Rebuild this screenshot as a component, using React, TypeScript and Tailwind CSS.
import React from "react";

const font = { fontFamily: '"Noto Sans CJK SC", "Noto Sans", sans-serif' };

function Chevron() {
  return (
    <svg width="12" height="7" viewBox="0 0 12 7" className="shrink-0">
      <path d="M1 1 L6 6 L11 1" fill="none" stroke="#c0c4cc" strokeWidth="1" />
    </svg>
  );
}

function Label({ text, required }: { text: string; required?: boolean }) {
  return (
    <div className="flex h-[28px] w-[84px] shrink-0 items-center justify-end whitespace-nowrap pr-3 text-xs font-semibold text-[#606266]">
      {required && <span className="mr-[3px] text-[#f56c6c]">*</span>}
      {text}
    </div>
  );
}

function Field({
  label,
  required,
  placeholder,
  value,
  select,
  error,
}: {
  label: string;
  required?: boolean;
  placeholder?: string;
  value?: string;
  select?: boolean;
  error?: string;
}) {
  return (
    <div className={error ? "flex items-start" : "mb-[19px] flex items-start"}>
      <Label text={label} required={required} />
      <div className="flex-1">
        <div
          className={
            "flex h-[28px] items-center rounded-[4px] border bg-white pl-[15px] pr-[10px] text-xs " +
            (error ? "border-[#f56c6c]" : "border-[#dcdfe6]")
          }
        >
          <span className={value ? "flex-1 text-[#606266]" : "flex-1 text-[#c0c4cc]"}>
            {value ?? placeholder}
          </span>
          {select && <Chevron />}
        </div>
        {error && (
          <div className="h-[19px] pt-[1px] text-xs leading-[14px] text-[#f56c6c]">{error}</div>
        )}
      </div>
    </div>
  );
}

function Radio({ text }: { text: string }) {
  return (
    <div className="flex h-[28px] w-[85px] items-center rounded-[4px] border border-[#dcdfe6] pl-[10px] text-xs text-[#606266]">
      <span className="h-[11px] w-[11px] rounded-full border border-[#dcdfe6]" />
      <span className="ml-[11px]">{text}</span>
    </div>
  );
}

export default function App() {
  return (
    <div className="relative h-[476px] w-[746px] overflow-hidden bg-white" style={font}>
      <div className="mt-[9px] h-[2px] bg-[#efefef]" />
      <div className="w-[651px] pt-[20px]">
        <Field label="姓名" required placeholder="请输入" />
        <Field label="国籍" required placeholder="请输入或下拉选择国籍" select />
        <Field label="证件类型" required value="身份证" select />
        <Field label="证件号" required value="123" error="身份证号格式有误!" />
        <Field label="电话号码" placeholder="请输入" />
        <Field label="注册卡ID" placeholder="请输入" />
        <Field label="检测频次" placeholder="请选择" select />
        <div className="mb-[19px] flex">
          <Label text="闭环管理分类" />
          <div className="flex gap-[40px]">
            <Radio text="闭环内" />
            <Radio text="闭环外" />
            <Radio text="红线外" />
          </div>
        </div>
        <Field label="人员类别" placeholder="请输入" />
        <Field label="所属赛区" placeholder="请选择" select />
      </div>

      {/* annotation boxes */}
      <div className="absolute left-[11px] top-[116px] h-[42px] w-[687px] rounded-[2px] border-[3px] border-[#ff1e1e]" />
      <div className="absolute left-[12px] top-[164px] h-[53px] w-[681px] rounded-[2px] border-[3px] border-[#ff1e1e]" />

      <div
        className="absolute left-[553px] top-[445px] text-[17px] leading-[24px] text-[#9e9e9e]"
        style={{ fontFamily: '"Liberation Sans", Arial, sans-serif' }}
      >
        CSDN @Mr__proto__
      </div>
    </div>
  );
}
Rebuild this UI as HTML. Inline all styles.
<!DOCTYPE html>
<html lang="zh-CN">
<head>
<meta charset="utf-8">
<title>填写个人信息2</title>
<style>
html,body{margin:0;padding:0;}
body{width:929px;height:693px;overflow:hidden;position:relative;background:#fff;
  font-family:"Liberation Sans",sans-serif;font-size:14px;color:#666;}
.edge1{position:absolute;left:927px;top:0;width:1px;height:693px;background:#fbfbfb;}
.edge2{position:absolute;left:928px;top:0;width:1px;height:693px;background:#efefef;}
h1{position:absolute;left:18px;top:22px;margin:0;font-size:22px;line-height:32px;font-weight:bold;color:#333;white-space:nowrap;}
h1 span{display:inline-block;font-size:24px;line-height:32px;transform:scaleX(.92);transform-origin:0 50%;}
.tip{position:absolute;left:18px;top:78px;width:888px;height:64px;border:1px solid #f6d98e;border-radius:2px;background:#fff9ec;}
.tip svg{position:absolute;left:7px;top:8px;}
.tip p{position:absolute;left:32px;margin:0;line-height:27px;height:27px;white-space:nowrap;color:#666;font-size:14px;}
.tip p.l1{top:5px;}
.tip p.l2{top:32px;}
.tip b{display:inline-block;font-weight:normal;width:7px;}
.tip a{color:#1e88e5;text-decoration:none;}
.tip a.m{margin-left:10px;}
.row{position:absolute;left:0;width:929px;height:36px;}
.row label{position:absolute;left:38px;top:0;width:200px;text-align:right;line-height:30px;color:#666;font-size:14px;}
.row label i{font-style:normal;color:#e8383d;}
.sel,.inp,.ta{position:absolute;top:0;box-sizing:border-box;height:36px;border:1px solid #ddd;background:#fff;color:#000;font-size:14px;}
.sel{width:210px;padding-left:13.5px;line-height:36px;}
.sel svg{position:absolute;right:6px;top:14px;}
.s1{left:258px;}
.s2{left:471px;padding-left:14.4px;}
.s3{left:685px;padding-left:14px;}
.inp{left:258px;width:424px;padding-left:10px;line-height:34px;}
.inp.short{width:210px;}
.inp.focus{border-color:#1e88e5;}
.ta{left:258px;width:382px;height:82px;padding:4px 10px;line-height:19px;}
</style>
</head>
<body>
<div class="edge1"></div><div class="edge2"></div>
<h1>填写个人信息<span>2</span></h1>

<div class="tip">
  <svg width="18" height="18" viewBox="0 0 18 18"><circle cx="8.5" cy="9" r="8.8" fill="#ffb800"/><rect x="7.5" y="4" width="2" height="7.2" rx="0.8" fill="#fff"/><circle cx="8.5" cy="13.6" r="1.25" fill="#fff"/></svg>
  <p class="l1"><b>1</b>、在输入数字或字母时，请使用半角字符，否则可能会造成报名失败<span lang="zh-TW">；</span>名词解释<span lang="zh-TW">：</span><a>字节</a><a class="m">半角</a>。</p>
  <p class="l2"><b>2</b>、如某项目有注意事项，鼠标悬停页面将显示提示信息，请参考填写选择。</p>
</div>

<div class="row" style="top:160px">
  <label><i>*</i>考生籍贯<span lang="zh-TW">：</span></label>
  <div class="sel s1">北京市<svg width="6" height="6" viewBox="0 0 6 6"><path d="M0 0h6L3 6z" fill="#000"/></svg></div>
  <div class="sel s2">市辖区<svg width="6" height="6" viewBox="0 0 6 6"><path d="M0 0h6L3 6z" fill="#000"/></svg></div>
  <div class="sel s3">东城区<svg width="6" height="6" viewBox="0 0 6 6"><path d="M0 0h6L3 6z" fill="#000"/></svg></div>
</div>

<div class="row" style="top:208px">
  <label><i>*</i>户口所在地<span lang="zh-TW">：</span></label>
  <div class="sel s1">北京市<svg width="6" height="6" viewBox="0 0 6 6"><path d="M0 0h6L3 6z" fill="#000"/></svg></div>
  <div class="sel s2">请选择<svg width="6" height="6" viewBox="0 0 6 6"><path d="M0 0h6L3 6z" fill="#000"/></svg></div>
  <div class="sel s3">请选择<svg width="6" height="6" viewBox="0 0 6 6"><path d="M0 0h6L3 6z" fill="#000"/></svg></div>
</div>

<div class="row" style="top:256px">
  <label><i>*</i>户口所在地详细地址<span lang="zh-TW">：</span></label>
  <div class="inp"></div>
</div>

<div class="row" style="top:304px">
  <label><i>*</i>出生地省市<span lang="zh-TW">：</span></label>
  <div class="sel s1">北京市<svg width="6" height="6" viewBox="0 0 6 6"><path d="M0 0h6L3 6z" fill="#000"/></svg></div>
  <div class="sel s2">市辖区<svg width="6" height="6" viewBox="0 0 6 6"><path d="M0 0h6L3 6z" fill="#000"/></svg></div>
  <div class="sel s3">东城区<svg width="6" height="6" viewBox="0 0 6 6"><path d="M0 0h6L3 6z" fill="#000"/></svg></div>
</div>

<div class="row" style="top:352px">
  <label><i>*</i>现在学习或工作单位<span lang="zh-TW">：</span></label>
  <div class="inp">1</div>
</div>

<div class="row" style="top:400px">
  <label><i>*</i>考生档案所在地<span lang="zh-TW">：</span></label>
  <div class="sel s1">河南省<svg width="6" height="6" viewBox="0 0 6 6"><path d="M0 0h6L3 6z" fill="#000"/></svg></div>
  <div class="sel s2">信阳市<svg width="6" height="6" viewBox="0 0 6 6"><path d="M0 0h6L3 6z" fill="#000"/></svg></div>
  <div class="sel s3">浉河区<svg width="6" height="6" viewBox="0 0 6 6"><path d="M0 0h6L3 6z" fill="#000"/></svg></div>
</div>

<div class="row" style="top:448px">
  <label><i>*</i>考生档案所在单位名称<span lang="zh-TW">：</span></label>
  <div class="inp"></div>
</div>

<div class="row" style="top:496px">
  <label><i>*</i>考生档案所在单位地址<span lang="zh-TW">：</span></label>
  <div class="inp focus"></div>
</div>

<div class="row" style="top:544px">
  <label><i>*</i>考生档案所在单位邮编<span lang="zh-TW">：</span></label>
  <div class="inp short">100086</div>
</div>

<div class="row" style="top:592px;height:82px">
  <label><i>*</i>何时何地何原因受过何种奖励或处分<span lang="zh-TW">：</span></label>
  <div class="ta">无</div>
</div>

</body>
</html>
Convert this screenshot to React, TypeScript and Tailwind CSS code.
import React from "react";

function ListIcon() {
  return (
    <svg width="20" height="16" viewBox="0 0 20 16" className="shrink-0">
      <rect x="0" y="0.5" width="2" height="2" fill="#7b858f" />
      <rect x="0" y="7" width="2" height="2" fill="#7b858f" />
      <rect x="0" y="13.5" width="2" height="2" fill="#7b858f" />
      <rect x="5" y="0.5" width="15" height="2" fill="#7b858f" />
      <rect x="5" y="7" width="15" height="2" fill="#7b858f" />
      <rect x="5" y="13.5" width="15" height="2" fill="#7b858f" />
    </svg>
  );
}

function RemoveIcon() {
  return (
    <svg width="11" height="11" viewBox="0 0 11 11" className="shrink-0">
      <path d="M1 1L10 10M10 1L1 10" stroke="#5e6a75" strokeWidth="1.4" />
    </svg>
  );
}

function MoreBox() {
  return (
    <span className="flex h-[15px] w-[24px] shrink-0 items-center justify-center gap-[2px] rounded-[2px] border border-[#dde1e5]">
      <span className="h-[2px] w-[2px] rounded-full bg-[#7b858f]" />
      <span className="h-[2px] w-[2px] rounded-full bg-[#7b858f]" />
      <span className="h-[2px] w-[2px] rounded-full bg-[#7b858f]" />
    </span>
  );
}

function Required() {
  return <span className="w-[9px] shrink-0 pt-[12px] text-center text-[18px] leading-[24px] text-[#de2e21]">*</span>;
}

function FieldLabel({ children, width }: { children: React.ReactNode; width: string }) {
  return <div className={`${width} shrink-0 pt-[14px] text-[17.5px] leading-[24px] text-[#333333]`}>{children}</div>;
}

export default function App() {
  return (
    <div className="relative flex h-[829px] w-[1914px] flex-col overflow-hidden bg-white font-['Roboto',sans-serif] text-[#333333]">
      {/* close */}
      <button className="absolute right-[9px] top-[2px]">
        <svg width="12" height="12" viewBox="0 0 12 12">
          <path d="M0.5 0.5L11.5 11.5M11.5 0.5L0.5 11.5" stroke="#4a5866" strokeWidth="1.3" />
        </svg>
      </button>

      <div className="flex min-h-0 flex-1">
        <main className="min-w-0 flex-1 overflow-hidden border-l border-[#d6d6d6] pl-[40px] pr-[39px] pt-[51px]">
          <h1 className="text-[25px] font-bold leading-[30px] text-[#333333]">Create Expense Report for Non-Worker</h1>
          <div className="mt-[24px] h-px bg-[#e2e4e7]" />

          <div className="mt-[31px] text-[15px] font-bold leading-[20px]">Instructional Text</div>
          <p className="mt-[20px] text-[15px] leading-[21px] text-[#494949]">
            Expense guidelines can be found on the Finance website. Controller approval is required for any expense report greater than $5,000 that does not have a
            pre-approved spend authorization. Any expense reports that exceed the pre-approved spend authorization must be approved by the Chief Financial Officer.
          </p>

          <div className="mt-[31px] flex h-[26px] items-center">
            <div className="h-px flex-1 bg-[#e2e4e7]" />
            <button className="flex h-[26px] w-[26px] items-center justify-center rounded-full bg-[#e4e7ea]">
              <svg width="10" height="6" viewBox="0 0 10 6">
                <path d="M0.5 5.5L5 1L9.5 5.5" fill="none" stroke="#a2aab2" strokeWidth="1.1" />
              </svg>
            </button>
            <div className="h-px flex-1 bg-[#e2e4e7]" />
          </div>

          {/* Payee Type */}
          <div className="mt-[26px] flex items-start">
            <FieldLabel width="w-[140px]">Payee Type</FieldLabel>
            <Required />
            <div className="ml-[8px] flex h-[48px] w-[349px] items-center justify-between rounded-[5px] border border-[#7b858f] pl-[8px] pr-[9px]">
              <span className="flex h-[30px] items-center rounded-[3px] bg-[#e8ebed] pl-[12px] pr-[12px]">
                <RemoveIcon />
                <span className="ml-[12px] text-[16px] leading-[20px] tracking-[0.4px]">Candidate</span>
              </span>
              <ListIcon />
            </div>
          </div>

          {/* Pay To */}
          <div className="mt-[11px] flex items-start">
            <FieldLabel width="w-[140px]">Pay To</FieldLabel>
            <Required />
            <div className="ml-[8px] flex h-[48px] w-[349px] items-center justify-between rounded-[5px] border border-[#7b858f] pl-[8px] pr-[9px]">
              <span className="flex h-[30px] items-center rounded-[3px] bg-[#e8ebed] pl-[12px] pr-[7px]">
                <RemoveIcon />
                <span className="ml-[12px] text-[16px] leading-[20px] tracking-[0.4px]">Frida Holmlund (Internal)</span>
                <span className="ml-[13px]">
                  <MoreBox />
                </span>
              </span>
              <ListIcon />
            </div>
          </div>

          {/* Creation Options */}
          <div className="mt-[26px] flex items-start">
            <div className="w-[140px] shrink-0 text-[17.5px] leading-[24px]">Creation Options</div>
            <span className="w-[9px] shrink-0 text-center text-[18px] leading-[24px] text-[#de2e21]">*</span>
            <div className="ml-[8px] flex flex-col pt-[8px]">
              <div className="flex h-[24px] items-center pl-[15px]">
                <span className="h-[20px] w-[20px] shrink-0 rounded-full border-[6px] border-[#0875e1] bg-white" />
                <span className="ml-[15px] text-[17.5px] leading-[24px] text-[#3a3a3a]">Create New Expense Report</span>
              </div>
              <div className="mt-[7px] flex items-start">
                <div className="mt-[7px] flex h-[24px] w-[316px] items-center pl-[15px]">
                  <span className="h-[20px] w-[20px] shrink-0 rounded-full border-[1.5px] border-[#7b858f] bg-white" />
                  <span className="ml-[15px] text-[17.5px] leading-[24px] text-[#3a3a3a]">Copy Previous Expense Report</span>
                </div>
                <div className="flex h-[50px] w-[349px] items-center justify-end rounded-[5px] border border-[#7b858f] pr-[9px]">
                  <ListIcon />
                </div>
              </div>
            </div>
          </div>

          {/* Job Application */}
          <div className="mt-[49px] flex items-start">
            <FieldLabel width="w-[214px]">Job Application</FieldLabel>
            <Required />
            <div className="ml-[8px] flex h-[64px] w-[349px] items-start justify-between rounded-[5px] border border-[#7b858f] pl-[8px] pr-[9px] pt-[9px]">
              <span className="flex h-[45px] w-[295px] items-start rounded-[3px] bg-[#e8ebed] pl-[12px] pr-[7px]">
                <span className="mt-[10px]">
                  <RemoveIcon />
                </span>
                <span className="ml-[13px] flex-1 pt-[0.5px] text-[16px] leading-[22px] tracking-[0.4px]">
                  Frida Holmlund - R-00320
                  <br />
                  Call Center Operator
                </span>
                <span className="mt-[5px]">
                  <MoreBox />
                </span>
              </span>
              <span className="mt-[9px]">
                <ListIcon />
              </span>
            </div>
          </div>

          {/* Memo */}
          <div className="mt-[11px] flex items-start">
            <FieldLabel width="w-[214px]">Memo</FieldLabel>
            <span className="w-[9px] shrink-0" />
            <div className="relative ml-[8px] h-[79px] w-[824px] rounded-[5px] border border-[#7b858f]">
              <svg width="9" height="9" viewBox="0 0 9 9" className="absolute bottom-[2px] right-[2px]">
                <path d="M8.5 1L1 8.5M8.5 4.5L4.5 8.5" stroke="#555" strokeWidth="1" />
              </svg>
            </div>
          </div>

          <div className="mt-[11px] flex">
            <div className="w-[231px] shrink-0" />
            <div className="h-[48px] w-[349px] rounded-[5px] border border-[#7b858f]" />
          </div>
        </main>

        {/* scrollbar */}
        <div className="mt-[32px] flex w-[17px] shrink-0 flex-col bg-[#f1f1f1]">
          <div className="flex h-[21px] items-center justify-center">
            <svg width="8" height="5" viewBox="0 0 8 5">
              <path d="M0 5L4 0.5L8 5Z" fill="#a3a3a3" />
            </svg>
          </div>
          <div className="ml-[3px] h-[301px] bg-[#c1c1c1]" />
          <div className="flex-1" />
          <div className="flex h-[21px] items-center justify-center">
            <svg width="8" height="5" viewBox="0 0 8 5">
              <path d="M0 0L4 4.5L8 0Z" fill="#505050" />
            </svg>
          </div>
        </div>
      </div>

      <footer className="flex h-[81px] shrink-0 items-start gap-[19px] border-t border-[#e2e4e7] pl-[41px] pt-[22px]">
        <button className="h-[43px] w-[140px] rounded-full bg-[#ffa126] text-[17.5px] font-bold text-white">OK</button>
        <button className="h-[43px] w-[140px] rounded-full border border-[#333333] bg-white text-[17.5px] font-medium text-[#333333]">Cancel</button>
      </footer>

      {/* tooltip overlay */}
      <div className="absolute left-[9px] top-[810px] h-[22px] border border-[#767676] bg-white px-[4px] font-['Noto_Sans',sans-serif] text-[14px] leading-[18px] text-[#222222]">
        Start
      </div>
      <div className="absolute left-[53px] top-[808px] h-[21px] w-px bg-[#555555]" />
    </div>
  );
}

Task to complete> Look through the lines above and collect those with the word "React".

Worked answer>
Rebuild this screenshot as a component, using React, TypeScript and Tailwind CSS.
import React from "react";
Convert this screenshot to React, TypeScript and Tailwind CSS code.
import React from "react";
function FieldLabel({ children, width }: { children: React.ReactNode; width: string }) {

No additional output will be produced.